LITTLE ROCK – Following a prolonged spell of cold weather in The Natural State as well as frigid temperatures and snow in states to Arkansas’s north, many waterfowl hunters likely expected to see increasing Arkansas duck numbers in recent weeks. But results from the season’s second aerial waterfowl survey paint a different picture.

Arkansas Game and Fish Commission biologists flew the December aerial waterfowl survey Dec. 16-18 in the state’s Delta region and the Arkansas River Valley and Dec. 13 in southwestern Arkansas. The duck population index in the Delta was just over 830,000 ducks, about half of the 2009-2013 average (1.6 million ducks) for the December survey.
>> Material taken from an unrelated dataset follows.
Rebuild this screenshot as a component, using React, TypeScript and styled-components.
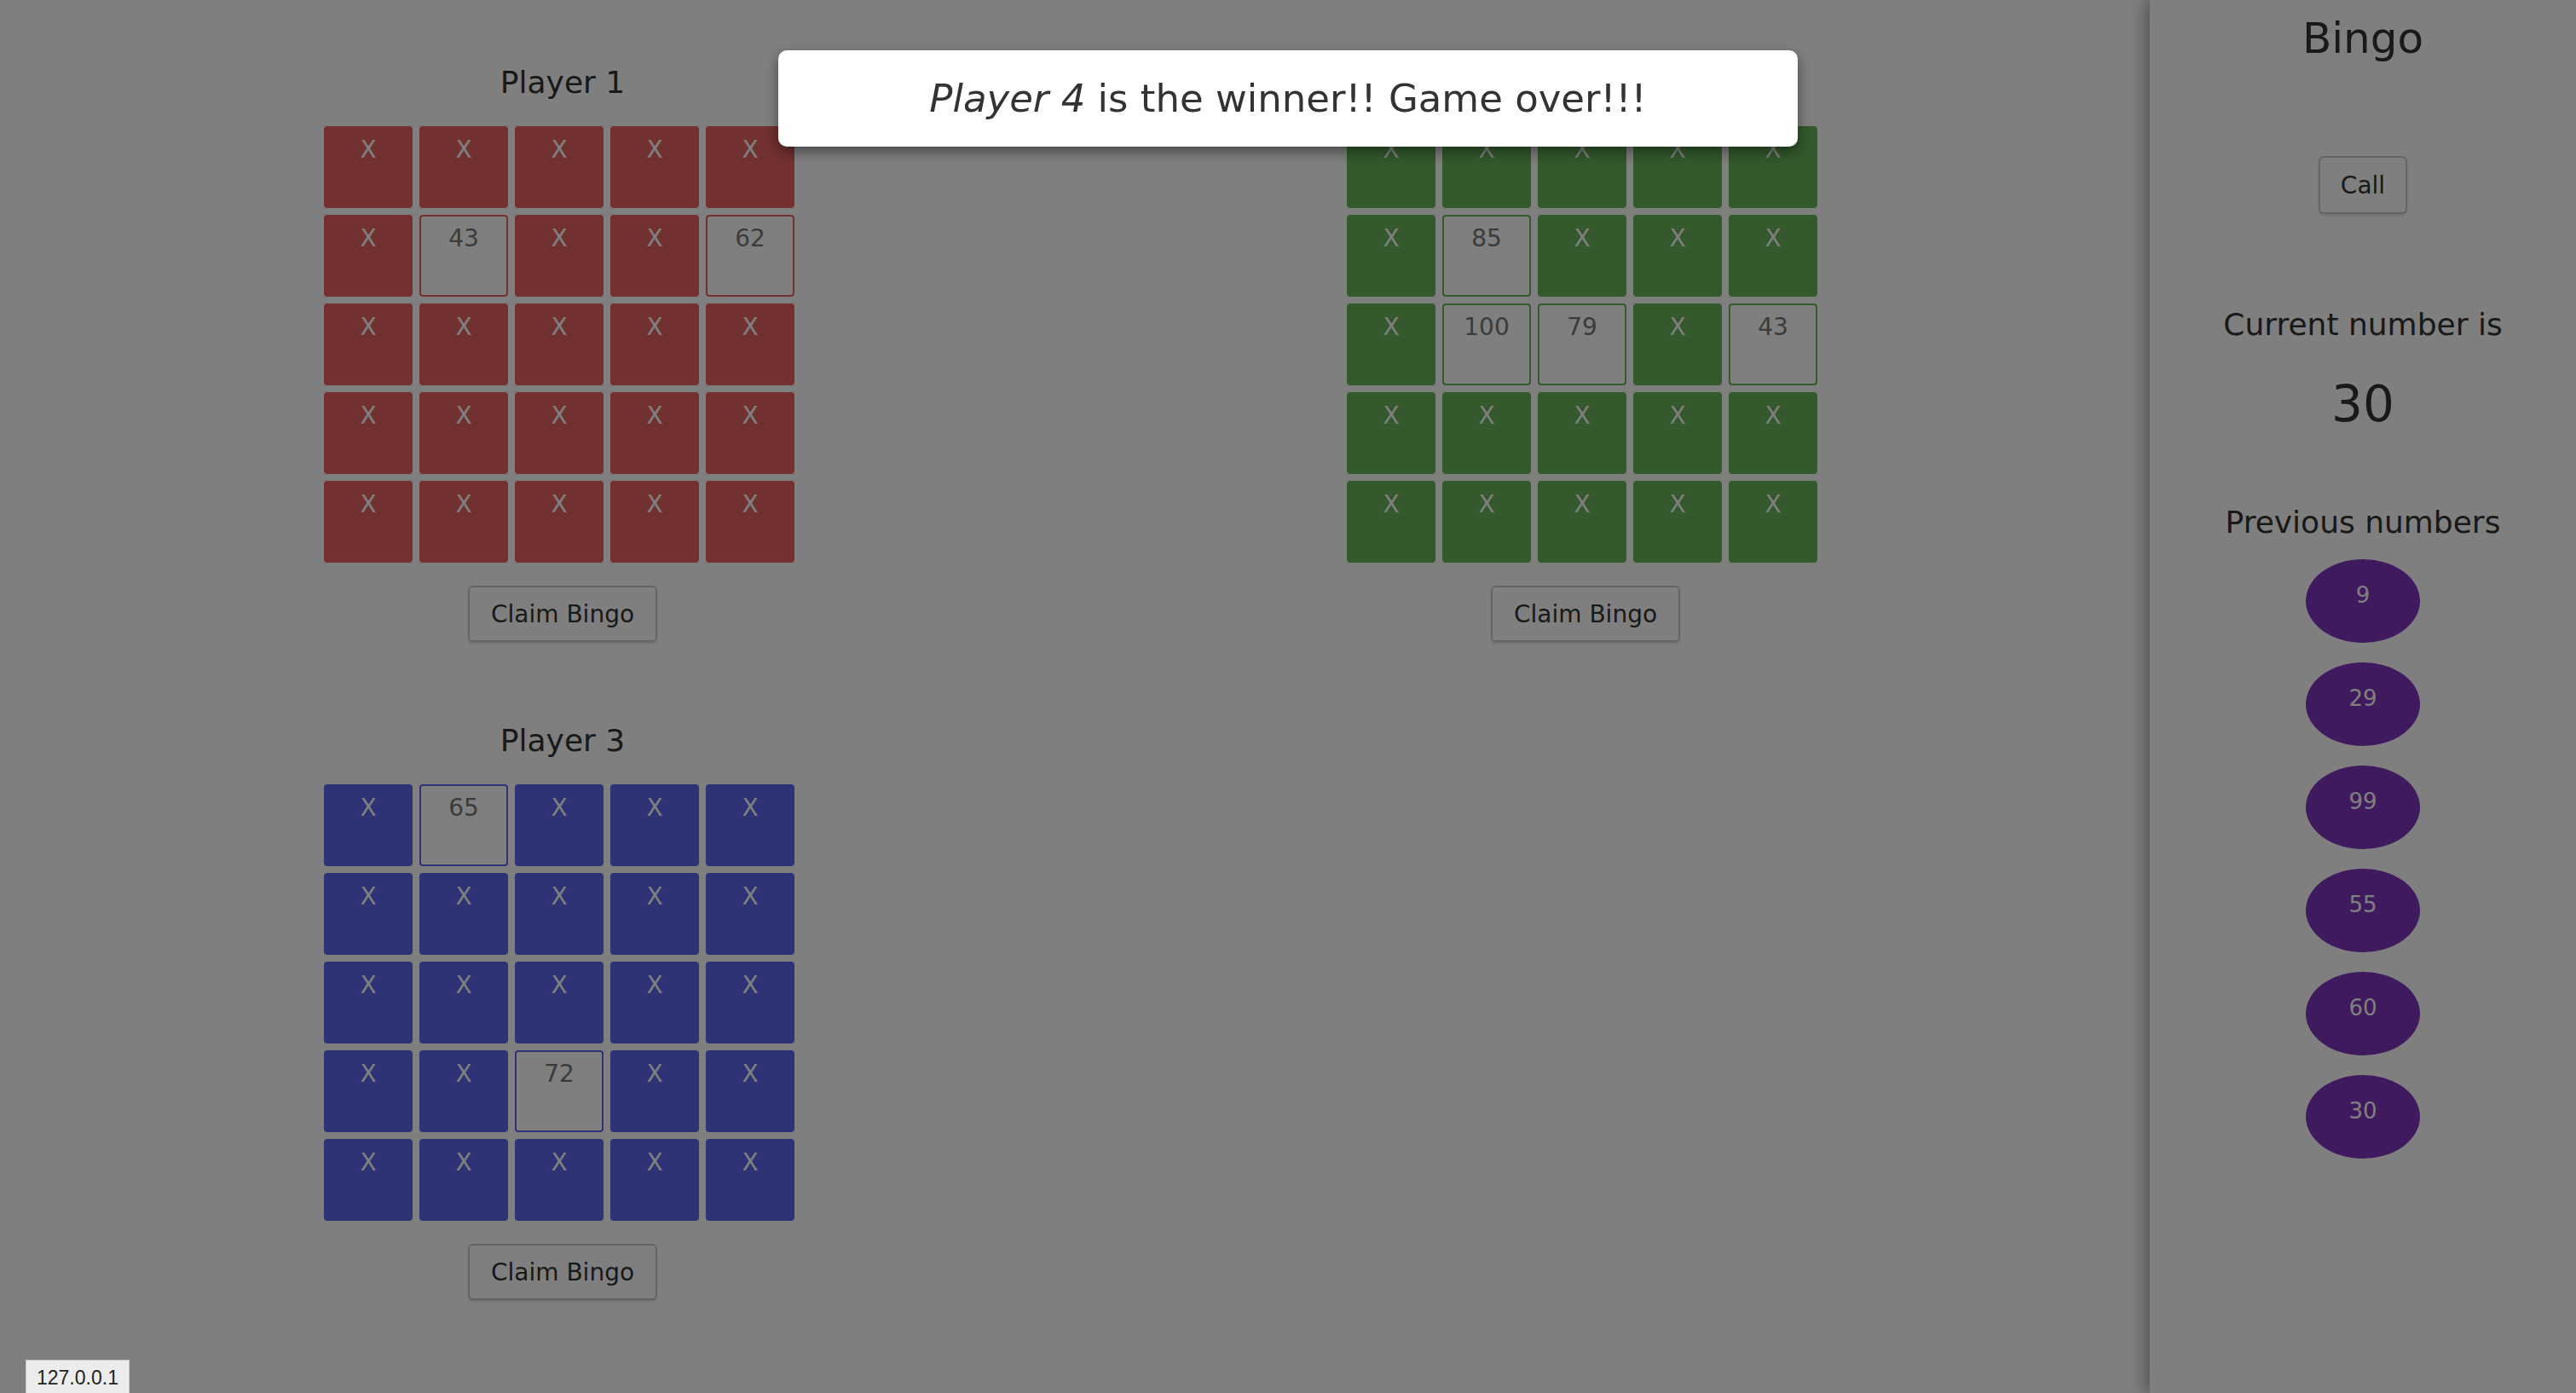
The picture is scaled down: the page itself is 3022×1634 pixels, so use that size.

The mallard population estimate was about 475,000, representing more than half of the Delta total but well below the 2009-2013 December mallard average of roughly 850,000.
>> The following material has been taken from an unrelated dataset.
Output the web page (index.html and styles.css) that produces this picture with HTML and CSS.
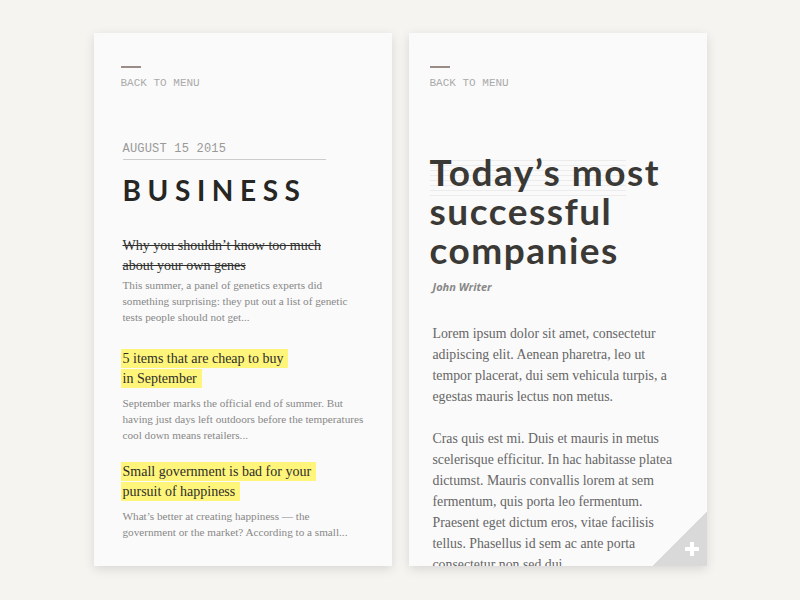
FILE: index.html
```html
<!DOCTYPE html>
<html lang="en">
<head>
  <meta charset="UTF-8" />
  <meta name="viewport" content="width=device-width, initial-scale=1.0"/>
  <title>Reader</title>
  <link rel="stylesheet" href="styles.css">
</head>
<body>

  <div class="screens">

    <!-- section list -->
    <div class="card">
      <div class="nav">
        <span class="dash"></span>
        <a class="back" href="#">Back to menu</a>
      </div>

      <div class="section">
        <div class="date">August 15 2015</div>
        <h2 class="section-title">Business</h2>

        <div class="story read">
          <h3>Why you shouldn’t know too much<br>about your own genes</h3>
          <p>This summer, a panel of genetics experts did<br>something surprising: they put out a list of genetic<br>tests people should not get...</p>
        </div>

        <div class="story marked">
          <h3><span>5 items that are cheap to buy</span><br><span>in September</span></h3>
          <p>September marks the official end of summer. But<br>having just days left outdoors before the temperatures<br>cool down means retailers...</p>
        </div>

        <div class="story marked">
          <h3><span>Small government is bad for your</span><br><span>pursuit of happiness</span></h3>
          <p>What’s better at creating happiness — the<br>government or the market? According to a small...</p>
        </div>
      </div>
    </div>

    <!-- article view -->
    <div class="card article">
      <div class="nav">
        <span class="dash"></span>
        <a class="back" href="#">Back to menu</a>
      </div>

      <h1 class="headline">Today’s most<br>successful<br>companies</h1>
      <div class="author">John Writer</div>

      <div class="body">
        <p>Lorem ipsum dolor sit amet, consectetur<br>adipiscing elit. Aenean pharetra, leo ut<br>tempor placerat, dui sem vehicula turpis, a<br>egestas mauris lectus non metus.</p>
        <p>Cras quis est mi. Duis et mauris in metus<br>scelerisque efficitur. In hac habitasse platea<br>dictumst. Mauris convallis lorem at sem<br>fermentum, quis porta leo fermentum.<br>Praesent eget dictum eros, vitae facilisis<br>tellus. Phasellus id sem ac ante porta<br>consectetur non sed dui.</p>
      </div>

      <a class="corner" href="#">
        <svg width="14" height="14" viewBox="0 0 14 14">
          <rect x="5" y="0" width="4" height="14" fill="#fff"/>
          <rect x="0" y="5" width="14" height="4" fill="#fff"/>
        </svg>
      </a>
    </div>

  </div>

</body>
</html>
```

FILE: styles.css
```css
body {
  margin: 0;
  height: 100vh;
  background: #f5f4f1;
  font-family: "Liberation Serif", serif;
}

.screens {
  display: flex;
  justify-content: center;
  gap: 17px;
  padding-top: 33px;
}

.card {
  position: relative;
  width: 298px;
  height: 533px;
  box-sizing: border-box;
  padding: 33px 27px 0;
  background: #fafafa;
  box-shadow: 0 3px 10px rgba(0,0,0,0.12);
  overflow: hidden;
}

.card.article {
  padding-left: 21px;
}

/* top nav */
.nav {
  display: flex;
  flex-direction: column;
  align-items: flex-start;
}

.dash {
  width: 20px;
  height: 2px;
  background: #9b8c88;
  margin-bottom: 8px;
}

.back {
  font-family: "Liberation Mono", monospace;
  font-size: 11px;
  line-height: 14px;
  text-transform: uppercase;
  color: #aaa;
  text-decoration: none;
}

/* section list */
.section {
  padding-left: 2px;
  margin-top: 52px;
}

.date {
  width: 203px;
  font-family: "Liberation Mono", monospace;
  font-size: 12px;
  line-height: 14px;
  letter-spacing: 0.2px;
  text-transform: uppercase;
  color: #999;
  padding-bottom: 3px;
  border-bottom: 1px solid #ccc;
}

.section-title {
  margin: 13px 0 0;
  font-family: Lato, sans-serif;
  font-weight: 700;
  font-size: 28px;
  line-height: 34px;
  letter-spacing: 6.6px;
  text-transform: uppercase;
  color: #262624;
}

.story {
  margin-top: 24px;
}

.story.read {
  margin-top: 29px;
}

.story.marked + .story.marked {
  margin-top: 19px;
}

.story h3 {
  margin: 0 0 1px;
  font-weight: normal;
  font-size: 14px;
  line-height: 20px;
  color: #2e2e2c;
  white-space: nowrap;
}

.story.read h3 {
  text-decoration: line-through;
}

.story.marked h3 {
  margin-bottom: 6px;
}

.story.marked h3 span {
  background: #fff57a;
  padding: 2px 5px 2px 2px;
  margin-left: -2px;
}

.story p {
  margin: 0;
  font-size: 11.2px;
  line-height: 16px;
  color: #888;
  white-space: nowrap;
}

/* article view */
.headline {
  margin: 62px 0 0;
  font-family: Lato, sans-serif;
  font-weight: 700;
  font-size: 37px;
  line-height: 39px;
  letter-spacing: 1.5px;
  color: #3a3935;
  background: repeating-linear-gradient(to bottom, #ececec 0 1px, transparent 1px 5px) 0 8px / 196px 36px no-repeat;
}

.author {
  margin: 11px 0 0 3px;
  font-family: "Open Sans", sans-serif;
  font-style: italic;
  font-weight: 700;
  font-size: 11px;
  line-height: 14px;
  color: #888;
}

.body {
  margin: 29px 0 0 3px;
}

.body p {
  margin: 0 0 21px;
  font-size: 13.8px;
  line-height: 21px;
  color: #666;
  white-space: nowrap;
}

.corner {
  position: absolute;
  right: 0;
  bottom: 0;
  width: 54px;
  height: 54px;
  background: linear-gradient(to bottom right, transparent 50%, #d9d9d9 50%);
}

.corner svg {
  position: absolute;
  right: 8px;
  bottom: 10px;
}
```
In the Arkansas River Valley, the estimated total duck count was 29,000 ducks, including more than 15,000 mallards, and the southwestern Arkansas count was about 29,000 ducks, including just over 10,000 mallards.

Luke Naylor, the AGFC waterfowl program coordinator, said the below-average population index in the Delta illustrates that cold weather and snow in mid-latitude states aren’t the only factors that drive Arkansas duck abundance.

“These systematic surveys continue to point toward habitat conditions – namely flooding extent – playing a major role in Arkansas duck numbers,” Naylor said.

The survey took place last week, just before this duck season’s biggest rain event, which dropped several inches of rain across many parts of the state. Naylor noted that habitat conditions likely have improved dramatically since the aerial survey was conducted, and field reports from AGFC wildlife management areas in this week’s report show a much higher percentage of flooded habitat in areas that previously lacked abundant water.

In the northern Delta, observers reported about 90 percent of habitat was still frozen when the survey started Dec. 16, but much had thawed by the afternoon. Observers noted higher concentrations of ducks as they moved south from the Missouri border. Biologists observed higher concentrations of ducks in the central and southern portions of the Delta. Highest duck concentrations in the Arkansas River Valley were on Lake Dardanelle, and southwestern Arkansas’s highest concentrations were seen along the Red River.

The annual Midwinter Waterfowl Survey is scheduled to begin Jan. 6, and if flooding persists, may provide much different results than the December survey.